Le Point - Publié le 15/12/2011

Le nouveau Premier ministre a régné sur la ville pendant 23 ans. Le secret de cette longévité : une gestion consensuelle.

Jean-Marc Ayrault et son épouse Brigitte en gare de Nantes, le 6 mai dernier.

Jean-Marc Ayrault et son épouse Brigitte en gare de Nantes, le 6 mai dernier. © Nathalie Bourreau / Maxppp


 

Jean-Marc Ayrault est assis dans le fauteuil de maire de Nantes depuis le printemps de 1989: vingt-trois ans. Autant dire une génération. On a presque du mal à y croire, tant l'homme a su se préserver de l'usure du pouvoir. Son allure d'éternel gendre idéal, malgré ses 62 ans (il est né en 1950) et sa mise impeccable jouent en faveur de ce socialiste modéré. Mais le secret de sa longévité est ailleurs. Jean-Marc Ayrault a d'entrée inscrit son action dans la durée, commençant par redonner confiance à une ville secouée par une sérieuse crise existentielle. Il accompagne, depuis lors, le réveil de la cité des ducs et en incarne habilement le renouveau depuis la fin des années 80.

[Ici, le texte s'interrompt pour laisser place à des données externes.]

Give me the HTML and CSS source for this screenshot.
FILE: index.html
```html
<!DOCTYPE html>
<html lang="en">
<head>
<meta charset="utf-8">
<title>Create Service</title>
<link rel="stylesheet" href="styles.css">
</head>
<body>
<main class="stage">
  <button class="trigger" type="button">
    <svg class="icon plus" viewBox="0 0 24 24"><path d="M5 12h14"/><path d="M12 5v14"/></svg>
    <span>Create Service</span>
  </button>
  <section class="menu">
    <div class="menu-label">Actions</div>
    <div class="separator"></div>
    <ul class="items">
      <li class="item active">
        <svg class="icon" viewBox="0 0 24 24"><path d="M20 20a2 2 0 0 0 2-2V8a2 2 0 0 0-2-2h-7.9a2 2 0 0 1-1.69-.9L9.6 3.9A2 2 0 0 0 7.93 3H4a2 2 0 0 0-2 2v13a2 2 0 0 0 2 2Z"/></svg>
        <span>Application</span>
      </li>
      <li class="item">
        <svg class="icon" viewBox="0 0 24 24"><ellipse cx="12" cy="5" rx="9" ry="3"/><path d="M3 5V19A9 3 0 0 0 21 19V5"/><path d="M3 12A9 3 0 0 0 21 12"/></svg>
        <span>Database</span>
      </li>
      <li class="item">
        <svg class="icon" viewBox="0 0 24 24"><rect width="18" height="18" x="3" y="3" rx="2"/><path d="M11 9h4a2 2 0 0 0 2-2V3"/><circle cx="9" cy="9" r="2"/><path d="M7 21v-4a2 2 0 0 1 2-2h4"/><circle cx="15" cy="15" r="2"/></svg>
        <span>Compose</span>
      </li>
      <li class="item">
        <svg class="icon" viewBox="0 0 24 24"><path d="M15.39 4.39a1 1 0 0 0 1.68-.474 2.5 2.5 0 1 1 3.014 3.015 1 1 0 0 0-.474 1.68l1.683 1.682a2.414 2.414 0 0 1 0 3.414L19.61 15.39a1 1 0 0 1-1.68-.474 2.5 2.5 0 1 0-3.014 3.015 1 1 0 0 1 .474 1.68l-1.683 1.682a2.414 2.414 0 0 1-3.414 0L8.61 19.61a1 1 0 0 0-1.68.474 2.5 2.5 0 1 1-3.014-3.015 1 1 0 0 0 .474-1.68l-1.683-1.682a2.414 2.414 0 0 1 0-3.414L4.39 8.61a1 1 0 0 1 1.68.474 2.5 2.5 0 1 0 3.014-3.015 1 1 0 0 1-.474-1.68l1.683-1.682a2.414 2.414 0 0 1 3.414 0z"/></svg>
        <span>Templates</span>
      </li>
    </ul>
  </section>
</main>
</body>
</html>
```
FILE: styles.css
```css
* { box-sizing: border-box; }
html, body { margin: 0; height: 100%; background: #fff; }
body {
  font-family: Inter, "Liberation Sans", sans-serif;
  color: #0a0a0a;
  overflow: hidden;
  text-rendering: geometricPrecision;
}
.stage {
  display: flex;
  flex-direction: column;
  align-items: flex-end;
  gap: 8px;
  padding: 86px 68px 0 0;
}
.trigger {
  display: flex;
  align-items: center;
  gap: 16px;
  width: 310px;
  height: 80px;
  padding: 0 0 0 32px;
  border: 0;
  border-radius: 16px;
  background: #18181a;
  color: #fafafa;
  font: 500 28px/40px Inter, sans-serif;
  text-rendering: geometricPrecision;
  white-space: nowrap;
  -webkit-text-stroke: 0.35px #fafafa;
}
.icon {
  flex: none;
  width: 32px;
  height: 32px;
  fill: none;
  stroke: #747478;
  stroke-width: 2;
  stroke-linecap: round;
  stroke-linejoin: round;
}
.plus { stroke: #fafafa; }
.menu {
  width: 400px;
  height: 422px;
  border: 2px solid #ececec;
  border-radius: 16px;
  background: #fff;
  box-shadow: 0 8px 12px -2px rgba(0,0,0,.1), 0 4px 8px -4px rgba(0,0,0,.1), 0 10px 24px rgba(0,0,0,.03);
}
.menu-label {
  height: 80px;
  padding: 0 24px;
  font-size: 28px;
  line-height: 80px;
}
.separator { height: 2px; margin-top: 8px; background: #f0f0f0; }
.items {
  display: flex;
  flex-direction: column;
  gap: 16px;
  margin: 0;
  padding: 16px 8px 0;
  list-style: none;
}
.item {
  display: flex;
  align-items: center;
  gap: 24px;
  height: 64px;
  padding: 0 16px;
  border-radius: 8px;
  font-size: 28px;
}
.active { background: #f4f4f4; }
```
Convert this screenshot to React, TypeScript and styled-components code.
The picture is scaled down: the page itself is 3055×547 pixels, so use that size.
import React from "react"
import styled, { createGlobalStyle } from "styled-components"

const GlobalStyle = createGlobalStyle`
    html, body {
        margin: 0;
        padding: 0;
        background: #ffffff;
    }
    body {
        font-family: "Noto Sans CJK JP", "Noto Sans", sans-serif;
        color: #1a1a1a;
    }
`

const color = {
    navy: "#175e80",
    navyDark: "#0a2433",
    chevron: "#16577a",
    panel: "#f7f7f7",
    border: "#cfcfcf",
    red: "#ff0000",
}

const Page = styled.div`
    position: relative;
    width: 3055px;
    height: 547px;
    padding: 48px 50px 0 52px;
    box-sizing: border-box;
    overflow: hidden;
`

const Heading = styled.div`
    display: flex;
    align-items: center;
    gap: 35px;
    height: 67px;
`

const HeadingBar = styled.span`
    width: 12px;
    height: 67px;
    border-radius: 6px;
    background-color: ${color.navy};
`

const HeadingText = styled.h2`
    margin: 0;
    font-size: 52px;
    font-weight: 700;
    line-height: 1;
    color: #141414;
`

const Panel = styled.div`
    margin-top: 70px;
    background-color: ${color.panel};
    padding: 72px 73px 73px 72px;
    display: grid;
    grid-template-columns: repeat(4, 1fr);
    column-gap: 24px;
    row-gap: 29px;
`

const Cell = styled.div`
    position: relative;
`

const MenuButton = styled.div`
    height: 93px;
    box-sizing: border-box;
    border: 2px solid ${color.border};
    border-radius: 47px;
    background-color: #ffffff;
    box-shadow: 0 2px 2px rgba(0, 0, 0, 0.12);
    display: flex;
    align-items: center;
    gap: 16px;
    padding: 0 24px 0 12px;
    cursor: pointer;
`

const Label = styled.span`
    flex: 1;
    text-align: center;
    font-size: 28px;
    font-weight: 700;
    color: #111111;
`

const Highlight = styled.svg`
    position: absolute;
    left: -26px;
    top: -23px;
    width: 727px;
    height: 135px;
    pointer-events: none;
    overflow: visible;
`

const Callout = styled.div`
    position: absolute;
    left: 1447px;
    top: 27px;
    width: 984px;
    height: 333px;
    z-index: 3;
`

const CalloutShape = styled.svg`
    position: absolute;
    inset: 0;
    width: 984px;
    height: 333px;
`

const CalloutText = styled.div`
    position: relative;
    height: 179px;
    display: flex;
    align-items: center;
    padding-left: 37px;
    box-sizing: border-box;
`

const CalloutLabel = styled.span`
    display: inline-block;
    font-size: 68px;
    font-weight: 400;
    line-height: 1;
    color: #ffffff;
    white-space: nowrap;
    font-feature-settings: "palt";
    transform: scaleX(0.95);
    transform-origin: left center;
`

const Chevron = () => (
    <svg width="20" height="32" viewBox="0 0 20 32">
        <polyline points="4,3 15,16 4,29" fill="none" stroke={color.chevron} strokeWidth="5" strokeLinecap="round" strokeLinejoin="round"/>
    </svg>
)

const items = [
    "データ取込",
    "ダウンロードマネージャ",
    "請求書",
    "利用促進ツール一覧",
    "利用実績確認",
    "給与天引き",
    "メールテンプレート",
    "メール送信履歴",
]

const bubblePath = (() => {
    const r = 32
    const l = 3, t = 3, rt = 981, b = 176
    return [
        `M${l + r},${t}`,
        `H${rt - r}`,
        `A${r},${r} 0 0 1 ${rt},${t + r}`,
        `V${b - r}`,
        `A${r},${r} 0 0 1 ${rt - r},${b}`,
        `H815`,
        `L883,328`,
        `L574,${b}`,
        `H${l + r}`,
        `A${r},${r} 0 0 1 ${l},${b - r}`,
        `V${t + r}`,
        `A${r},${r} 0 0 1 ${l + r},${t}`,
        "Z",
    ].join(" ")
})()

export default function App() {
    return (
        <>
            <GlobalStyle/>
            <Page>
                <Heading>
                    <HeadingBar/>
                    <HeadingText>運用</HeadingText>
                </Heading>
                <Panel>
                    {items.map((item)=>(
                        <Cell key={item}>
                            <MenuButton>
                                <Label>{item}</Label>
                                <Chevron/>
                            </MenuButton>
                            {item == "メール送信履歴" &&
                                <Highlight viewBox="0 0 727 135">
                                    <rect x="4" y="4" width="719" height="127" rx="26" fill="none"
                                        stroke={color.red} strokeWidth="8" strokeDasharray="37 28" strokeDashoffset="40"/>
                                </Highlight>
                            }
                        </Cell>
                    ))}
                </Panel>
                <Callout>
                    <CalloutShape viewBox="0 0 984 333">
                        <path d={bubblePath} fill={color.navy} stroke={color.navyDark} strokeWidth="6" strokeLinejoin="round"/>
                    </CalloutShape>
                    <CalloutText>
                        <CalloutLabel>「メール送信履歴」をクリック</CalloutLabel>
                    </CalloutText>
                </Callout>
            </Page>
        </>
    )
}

"Sa grande force est d'avoir toujours un coup d'avance, explique Ronan Dantec, adjoint écologiste à l'environnement et tout nouveau sénateur. Ainsi, dès le début de son premier mandat, il a misé sur la culture. Il a ensuite compris l'importance de la préservation de l'environnement, ce qui a nous a permis d'obtenir le titre de capitale verte de l'Europe pour 2013." De fait, en ouvrant les portes dès 1989 à la compagnie Royal de luxe, sur les conseils de l'un de ses fidèles, Jean Blaise, Jean-Marc Ayrault a réussi un coup de maître dont il ne mesurait sans doute pas toutes les conséquences à l'époque. Le débarquement de cette troupe de bricoleurs de génie a ouvert une ère d'effervescence culturelle. Elle a donné un coup de jeune à une ville qui se morfondait dans le marasme économique au lendemain de la fermeture de ses derniers chantiers navals.

Alliance

Les milieux économiques ont tout d'abord regardé cette ébullition avec scepticisme. Mais JMA, comme on l'appelle sur les bords de Loire, a très vite rassuré les industriels nantais, notamment en s'associant au grand projet de la chambre de commerce, qui militait pour un rapprochement avec Saint-Nazaire dans le domaine des industries aéronautique et navale. Cette alliance avec le monde économique, que la plupart des grands patrons évitent de confesser publiquement, de peur de se marquer politiquement dans une ville où la discrétion est considérée comme une vertu, est une constante depuis le début de son accession au pouvoir. Selon certains, cette entente expliquerait la faiblesse endémique de l'opposition à Nantes. Pourquoi changer de cheval, alors que celui-ci donne toute satisfaction ? En témoigne la défense sans faille du projet de plate-forme aéroportuaire à Notre-Dame-des-Landes, qui vaut pourtant au maire de Nantes une guerre acharnée depuis bientôt dix ans avec ses alliés écologistes, farouchement hostiles au projet.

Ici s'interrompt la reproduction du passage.